About a week ago, Picmal reached 200 users.
For some people that number might feel small. For others, big. For me, it’s symbolic.
When I was 15, partly out of curiosity and partly out of boredom, I started a forum that mixed two things I loved at the time: football and video games. I called it futbolgame. Not very original.
I didn’t have a plan. I didn’t think about growth, positioning, or marketing. I just wanted to build something. And somehow, without really understanding how, that forum also passed the 200 registered users mark.
What surprised me most was not the number itself, but everything that came with it.
I started learning Photoshop because some users wanted banners for their profiles. I met people I never saw in real life but spent hours talking with, mostly about football. The forum never became anything big, but it gave me something more valuable at that age: curiosity, momentum, and the feeling of creating something that mattered to a few people.
Looking back, I realize how easy it is to overcomplicate things now. We obsess over names, branding, positioning, storytelling. We try to make everything perfect before it even exists. And often, that’s exactly what kills the idea.
Back then, I had no strategy. No expectations. I just made things, learned along the way, and enjoyed the process.
And honestly, that’s still what matters most.

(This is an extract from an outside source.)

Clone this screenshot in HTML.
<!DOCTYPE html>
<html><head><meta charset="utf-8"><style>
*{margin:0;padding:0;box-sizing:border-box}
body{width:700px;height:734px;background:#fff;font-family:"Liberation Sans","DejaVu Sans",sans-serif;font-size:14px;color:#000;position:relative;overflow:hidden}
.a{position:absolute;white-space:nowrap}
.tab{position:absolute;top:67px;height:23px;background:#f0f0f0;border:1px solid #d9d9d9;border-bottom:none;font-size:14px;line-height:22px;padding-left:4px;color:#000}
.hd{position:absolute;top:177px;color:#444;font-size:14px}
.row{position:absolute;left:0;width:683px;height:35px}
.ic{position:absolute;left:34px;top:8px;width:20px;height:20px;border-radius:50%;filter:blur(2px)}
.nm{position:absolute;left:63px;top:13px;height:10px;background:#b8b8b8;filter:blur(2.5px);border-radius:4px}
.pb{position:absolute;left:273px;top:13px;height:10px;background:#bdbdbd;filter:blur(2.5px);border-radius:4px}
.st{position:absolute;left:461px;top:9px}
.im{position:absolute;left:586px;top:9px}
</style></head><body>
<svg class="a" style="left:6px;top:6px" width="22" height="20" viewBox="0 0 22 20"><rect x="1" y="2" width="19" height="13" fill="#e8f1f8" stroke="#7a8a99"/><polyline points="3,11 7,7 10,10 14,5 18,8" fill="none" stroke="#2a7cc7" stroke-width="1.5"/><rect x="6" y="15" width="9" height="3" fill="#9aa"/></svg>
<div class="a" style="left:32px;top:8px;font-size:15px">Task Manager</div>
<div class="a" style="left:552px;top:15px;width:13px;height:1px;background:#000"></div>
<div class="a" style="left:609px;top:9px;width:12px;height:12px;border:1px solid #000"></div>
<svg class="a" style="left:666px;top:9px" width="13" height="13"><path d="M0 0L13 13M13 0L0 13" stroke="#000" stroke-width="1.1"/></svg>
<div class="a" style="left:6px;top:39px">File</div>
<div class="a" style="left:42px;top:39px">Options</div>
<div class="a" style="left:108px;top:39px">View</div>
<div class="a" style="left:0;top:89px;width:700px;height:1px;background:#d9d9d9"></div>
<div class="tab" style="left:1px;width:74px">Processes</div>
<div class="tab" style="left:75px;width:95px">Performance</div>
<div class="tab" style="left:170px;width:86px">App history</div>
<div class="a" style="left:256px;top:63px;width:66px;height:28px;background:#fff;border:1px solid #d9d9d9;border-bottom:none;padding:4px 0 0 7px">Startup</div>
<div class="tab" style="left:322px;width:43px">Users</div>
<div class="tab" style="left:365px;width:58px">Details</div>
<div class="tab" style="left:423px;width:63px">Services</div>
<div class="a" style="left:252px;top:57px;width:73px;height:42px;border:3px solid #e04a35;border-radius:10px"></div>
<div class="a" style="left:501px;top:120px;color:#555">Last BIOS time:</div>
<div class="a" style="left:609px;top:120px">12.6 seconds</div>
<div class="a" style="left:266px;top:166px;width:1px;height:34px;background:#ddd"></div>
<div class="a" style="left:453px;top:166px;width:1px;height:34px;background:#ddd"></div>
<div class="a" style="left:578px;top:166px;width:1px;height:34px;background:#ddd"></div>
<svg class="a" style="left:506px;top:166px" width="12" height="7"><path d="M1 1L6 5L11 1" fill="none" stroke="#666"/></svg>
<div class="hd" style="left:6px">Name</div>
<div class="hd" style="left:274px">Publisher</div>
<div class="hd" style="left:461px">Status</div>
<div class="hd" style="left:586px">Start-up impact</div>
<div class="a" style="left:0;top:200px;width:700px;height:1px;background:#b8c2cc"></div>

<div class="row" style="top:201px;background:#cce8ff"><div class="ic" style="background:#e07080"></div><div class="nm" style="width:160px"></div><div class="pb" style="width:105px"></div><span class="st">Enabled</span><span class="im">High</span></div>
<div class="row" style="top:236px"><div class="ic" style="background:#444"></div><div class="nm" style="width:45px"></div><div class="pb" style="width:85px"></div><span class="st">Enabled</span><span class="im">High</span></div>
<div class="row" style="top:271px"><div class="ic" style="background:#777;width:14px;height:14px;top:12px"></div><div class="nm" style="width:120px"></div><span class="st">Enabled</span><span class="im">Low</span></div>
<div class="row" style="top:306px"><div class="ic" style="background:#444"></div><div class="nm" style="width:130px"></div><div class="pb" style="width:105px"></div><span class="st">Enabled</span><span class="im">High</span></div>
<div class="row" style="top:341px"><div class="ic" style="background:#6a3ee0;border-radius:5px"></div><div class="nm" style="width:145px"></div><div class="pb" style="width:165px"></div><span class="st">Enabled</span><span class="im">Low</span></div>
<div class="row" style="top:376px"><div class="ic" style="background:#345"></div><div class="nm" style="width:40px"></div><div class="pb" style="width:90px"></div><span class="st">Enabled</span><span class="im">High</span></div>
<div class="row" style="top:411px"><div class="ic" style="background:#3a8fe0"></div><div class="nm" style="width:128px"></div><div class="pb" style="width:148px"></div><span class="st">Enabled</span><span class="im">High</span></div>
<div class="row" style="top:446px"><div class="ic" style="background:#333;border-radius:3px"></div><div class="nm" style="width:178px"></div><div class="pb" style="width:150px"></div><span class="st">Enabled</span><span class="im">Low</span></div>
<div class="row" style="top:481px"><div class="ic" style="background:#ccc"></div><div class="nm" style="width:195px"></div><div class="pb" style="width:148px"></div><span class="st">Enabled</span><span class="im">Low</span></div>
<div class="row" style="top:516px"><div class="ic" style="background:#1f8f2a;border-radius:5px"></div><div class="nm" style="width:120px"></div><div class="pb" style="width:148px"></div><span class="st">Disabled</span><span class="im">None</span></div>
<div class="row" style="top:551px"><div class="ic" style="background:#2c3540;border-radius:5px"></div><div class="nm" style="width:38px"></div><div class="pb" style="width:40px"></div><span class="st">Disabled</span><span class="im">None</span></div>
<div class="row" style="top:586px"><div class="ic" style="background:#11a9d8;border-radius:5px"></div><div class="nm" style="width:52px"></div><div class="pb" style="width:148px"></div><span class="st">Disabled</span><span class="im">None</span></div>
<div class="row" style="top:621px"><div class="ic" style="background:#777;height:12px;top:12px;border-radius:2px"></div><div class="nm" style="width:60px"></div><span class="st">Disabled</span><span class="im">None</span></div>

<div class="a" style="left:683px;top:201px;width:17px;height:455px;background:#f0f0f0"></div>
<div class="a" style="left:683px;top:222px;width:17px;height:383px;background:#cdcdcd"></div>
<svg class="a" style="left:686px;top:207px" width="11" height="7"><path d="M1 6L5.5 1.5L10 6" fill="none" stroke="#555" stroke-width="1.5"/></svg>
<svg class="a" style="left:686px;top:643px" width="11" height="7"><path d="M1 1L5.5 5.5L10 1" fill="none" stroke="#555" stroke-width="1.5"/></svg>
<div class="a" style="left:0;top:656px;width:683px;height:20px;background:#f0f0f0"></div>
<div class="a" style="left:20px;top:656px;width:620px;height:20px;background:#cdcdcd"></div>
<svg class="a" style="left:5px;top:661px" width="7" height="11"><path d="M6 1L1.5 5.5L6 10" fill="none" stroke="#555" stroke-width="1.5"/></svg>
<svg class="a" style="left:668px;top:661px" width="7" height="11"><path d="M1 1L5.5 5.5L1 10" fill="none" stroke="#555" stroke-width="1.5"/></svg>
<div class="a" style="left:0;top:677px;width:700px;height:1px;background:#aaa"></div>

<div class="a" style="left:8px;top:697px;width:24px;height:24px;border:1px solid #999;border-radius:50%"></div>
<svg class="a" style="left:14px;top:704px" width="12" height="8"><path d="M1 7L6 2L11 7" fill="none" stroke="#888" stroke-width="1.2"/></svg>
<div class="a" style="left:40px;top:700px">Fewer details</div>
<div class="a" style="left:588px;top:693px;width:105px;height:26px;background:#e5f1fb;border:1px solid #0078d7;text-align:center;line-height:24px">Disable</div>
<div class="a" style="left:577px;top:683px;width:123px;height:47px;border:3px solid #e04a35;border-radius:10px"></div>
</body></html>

If you enjoy creating, the rest is secondary. You never really know if something will turn into a living until you try. And you cannot force yourself to care about an idea just because it sounds good on paper. Real interest does not come from an idea bank. It comes from being genuinely curious, from wanting to understand a problem, from spending time with it.
That is where the best things come from.
I am not in a position to give advice, but if there is one thing I believe in, it is this: create if you feel the urge to create. Follow what genuinely pulls you. Try things. Express yourself.
In a world where everything is measured, optimized, and packaged, seeing someone do something honestly and without pretending is rare. Maybe it makes less money. Maybe it never becomes a business. But your soul does not run on revenue.
If we spent less time chasing what seems profitable and more time exploring what truly interests us, we would probably see better ideas, more originality, and work that actually means something.